Urgent action is also needed to address our diets heavy in resource-intensive meat, dairy and eggs; moving toward more plant-based ways of eating.

Diets high in meat and dairy are placing huge strain on the Earth’s resources and endangering human health, with factory farming acting as the upstream driver of yet more consumption.

We now have a situation where agriculture covers nearly half the useable land surface of the planet; four-fifths of it is devoted to producing animal products. Yet meat and dairy contribute little more than a quarter of humanity’s protein needs and less than a fifth of our calories. Whichever way you look at it, the return on investment is pitifully small. In a world of increasing demand (more people) and shrinking resources, it simply no longer makes sense. 

Reducing the proportion of meat and dairy in our diets would be environmentally transformative and could create space for animals to be kept in regenerative, agroecological forms of farming. Ways more in step with nature, such as genuinely pasture-fed, free range, organic or regenerative farming methods.

Confined and crated, exhausted looking sows on dark sow stalls

Meat reduction and abandoning factory farming of animals are crucial steps then in the battle to save our planet.

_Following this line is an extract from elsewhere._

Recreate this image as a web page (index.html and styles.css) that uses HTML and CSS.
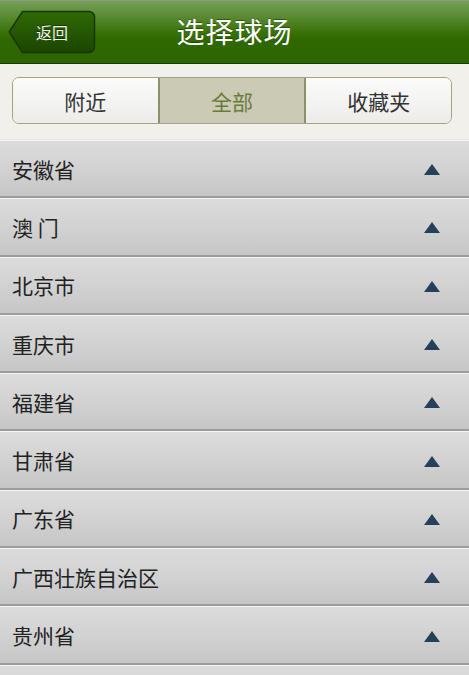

More than 74 billion animals are reared and slaughtered every year for food, most of them in factory farms. Globally, we share two-fifths of our cropland with factory farmed animals, using it to grow their feed.

 

 

 

Sleeping pigs and chicken, out on pasture and in the fresh air

Saving cropland for the primary purpose of feeding people directly is of paramount importance; alongside reducing the number of animals farmed. Our sense of humanity should surely insist that those animals remaining be farmed humanely. On permanent or rotational pastures.And, as I’ve seen in South Africa, America and Europe, it doesn’t need to just be cattle and sheep that get to be outdoors. Chickens and pigs are adept at following the herd around the farm, eating food waste and picking bugs out of cowpats as they go.

Moving away from intensive farming of animals would spare cropland and allow for more nature-friendly farming.

Farming with nature is much more about mixing it up; bringing back mixed rotational farms. Moving away from the specialisation favoured by industrialists, the segregation of plants and animals, that has grown up over the last 70 years as part of ‘modern’ agriculture. Even the uplands have been affected by specialisation. Upland overgrazing is as much an example of unsustainable specialisation, in my view, as the chemical-soaked crop monocultures in the lowlands of eastern England.

Organic, free roaming cattle drinking

Living landscapes

In landscapes reworked by reductions in meat and dairy and an end to factory farming, marginal lands and uplands could be reforested, using agro-forestry techniques, helping to restore hillsides with wooded wildlife habitats of climate-stabilising trees.

Farm animals could be reintegrated as part of mixed, rotational regimes on rich lowland soils where they can help bring landscapes back to life. As part of genuinely extensive, agroecological forms of farming, domesticated animals can help regenerate soils. They re-engage the age-old nitrogen cycle where sunlight pushes up plants, eaten by animals whose droppings return nourishment to the soil. They can express their natural behaviours – running, flapping, grazing – making for happier animals with better immunity, cutting down on the need for veterinary antibiotics and reducing risk of disease.

A white-tailed Bumblebee attracted to a lupin

Restoring farm animals to the land can cut our reliance on chemical pesticides and fertilisers, so reducing costs to farmers. This in turn can create a varied landscape, bursting with wildflowers, luring back indispensable pollinating insects like bumblebees, as well as providing seeds and insects for a host of birds and other wildlife. 

 

 

Credit: Richard Dunwoody/CIWF

They can also take the pressure off a hard-pressed environment, requiring less water from rivers and aquifers and reducing the need to fell forests to make way for more arable land.

In this way, extensive farming coupled with consumption of less meat and dairy can help end cruelty to animals, save wildlife, stabilise the climate and safeguard the future for our children.